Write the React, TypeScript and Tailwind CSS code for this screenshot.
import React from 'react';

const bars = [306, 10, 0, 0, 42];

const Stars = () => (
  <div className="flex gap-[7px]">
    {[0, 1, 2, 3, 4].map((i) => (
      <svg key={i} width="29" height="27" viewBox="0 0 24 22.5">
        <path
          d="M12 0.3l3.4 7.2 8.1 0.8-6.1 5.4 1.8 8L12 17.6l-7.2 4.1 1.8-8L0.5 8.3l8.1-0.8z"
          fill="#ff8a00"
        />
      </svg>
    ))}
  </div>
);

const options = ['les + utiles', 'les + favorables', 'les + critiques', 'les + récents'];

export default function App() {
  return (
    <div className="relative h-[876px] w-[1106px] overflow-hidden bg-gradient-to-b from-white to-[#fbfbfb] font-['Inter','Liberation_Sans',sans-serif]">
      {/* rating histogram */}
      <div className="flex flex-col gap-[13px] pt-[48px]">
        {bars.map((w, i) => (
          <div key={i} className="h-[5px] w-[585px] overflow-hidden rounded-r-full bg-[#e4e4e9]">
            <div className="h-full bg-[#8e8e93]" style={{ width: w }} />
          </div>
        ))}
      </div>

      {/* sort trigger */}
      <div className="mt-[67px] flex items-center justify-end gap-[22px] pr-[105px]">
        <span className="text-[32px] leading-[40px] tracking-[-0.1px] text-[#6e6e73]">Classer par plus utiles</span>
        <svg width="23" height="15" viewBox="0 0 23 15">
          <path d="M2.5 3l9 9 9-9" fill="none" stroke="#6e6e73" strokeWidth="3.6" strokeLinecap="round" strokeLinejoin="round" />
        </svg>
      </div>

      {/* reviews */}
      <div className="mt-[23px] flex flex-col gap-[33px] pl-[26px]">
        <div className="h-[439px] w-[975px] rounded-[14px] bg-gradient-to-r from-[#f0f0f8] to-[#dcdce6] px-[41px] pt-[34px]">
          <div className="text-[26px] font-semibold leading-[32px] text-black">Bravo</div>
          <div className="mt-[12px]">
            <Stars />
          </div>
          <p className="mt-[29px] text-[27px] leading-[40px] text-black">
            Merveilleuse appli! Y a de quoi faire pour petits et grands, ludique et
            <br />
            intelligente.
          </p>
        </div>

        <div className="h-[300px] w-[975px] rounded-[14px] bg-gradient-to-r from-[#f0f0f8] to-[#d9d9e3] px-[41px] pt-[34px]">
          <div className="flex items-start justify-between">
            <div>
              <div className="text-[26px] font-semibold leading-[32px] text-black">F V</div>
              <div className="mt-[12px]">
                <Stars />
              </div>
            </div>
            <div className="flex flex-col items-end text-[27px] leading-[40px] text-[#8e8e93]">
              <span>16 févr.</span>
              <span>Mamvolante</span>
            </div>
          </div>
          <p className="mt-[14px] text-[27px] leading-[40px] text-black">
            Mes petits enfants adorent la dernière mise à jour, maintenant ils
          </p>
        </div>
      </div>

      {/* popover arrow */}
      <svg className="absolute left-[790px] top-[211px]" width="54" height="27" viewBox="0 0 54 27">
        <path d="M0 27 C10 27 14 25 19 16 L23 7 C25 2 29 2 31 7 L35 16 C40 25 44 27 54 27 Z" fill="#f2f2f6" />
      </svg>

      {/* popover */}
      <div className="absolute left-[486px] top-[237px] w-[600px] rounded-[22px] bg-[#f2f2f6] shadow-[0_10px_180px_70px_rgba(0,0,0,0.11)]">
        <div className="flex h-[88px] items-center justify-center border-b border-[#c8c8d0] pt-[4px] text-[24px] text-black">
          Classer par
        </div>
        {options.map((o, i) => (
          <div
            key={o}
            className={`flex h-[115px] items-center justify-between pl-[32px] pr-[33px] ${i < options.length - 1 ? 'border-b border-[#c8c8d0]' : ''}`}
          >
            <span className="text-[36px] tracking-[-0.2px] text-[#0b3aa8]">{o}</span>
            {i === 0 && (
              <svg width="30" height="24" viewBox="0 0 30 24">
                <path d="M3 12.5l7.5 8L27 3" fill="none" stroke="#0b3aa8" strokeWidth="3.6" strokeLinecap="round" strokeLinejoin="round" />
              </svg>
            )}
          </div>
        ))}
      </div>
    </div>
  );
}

### Written problem
Return all the data exactly as given.

### Output of the task
Write the React, TypeScript and Tailwind CSS code for this screenshot.
import React from 'react';

const bars = [306, 10, 0, 0, 42];

const Stars = () => (
  <div className="flex gap-[7px]">
    {[0, 1, 2, 3, 4].map((i) => (
      <svg key={i} width="29" height="27" viewBox="0 0 24 22.5">
        <path
          d="M12 0.3l3.4 7.2 8.1 0.8-6.1 5.4 1.8 8L12 17.6l-7.2 4.1 1.8-8L0.5 8.3l8.1-0.8z"
          fill="#ff8a00"
        />
      </svg>
    ))}
  </div>
);

const options = ['les + utiles', 'les + favorables', 'les + critiques', 'les + récents'];

export default function App() {
  return (
    <div className="relative h-[876px] w-[1106px] overflow-hidden bg-gradient-to-b from-white to-[#fbfbfb] font-['Inter','Liberation_Sans',sans-serif]">
      {/* rating histogram */}
      <div className="flex flex-col gap-[13px] pt-[48px]">
        {bars.map((w, i) => (
          <div key={i} className="h-[5px] w-[585px] overflow-hidden rounded-r-full bg-[#e4e4e9]">
            <div className="h-full bg-[#8e8e93]" style={{ width: w }} />
          </div>
        ))}
      </div>

      {/* sort trigger */}
      <div className="mt-[67px] flex items-center justify-end gap-[22px] pr-[105px]">
        <span className="text-[32px] leading-[40px] tracking-[-0.1px] text-[#6e6e73]">Classer par plus utiles</span>
        <svg width="23" height="15" viewBox="0 0 23 15">
          <path d="M2.5 3l9 9 9-9" fill="none" stroke="#6e6e73" strokeWidth="3.6" strokeLinecap="round" strokeLinejoin="round" />
        </svg>
      </div>

      {/* reviews */}
      <div className="mt-[23px] flex flex-col gap-[33px] pl-[26px]">
        <div className="h-[439px] w-[975px] rounded-[14px] bg-gradient-to-r from-[#f0f0f8] to-[#dcdce6] px-[41px] pt-[34px]">
          <div className="text-[26px] font-semibold leading-[32px] text-black">Bravo</div>
          <div className="mt-[12px]">
            <Stars />
          </div>
          <p className="mt-[29px] text-[27px] leading-[40px] text-black">
            Merveilleuse appli! Y a de quoi faire pour petits et grands, ludique et
            <br />
            intelligente.
          </p>
        </div>

        <div className="h-[300px] w-[975px] rounded-[14px] bg-gradient-to-r from-[#f0f0f8] to-[#d9d9e3] px-[41px] pt-[34px]">
          <div className="flex items-start justify-between">
            <div>
              <div className="text-[26px] font-semibold leading-[32px] text-black">F V</div>
              <div className="mt-[12px]">
                <Stars />
              </div>
            </div>
            <div className="flex flex-col items-end text-[27px] leading-[40px] text-[#8e8e93]">
              <span>16 févr.</span>
              <span>Mamvolante</span>
            </div>
          </div>
          <p className="mt-[14px] text-[27px] leading-[40px] text-black">
            Mes petits enfants adorent la dernière mise à jour, maintenant ils
          </p>
        </div>
      </div>

      {/* popover arrow */}
      <svg className="absolute left-[790px] top-[211px]" width="54" height="27" viewBox="0 0 54 27">
        <path d="M0 27 C10 27 14 25 19 16 L23 7 C25 2 29 2 31 7 L35 16 C40 25 44 27 54 27 Z" fill="#f2f2f6" />
      </svg>

      {/* popover */}
      <div className="absolute left-[486px] top-[237px] w-[600px] rounded-[22px] bg-[#f2f2f6] shadow-[0_10px_180px_70px_rgba(0,0,0,0.11)]">
        <div className="flex h-[88px] items-center justify-center border-b border-[#c8c8d0] pt-[4px] text-[24px] text-black">
          Classer par
        </div>
        {options.map((o, i) => (
          <div
            key={o}
            className={`flex h-[115px] items-center justify-between pl-[32px] pr-[33px] ${i < options.length - 1 ? 'border-b border-[#c8c8d0]' : ''}`}
          >
            <span className="text-[36px] tracking-[-0.2px] text-[#0b3aa8]">{o}</span>
            {i === 0 && (
              <svg width="30" height="24" viewBox="0 0 30 24">
                <path d="M3 12.5l7.5 8L27 3" fill="none" stroke="#0b3aa8" strokeWidth="3.6" strokeLinecap="round" strokeLinejoin="round" />
              </svg>
            )}
          </div>
        ))}
      </div>
    </div>
  );
}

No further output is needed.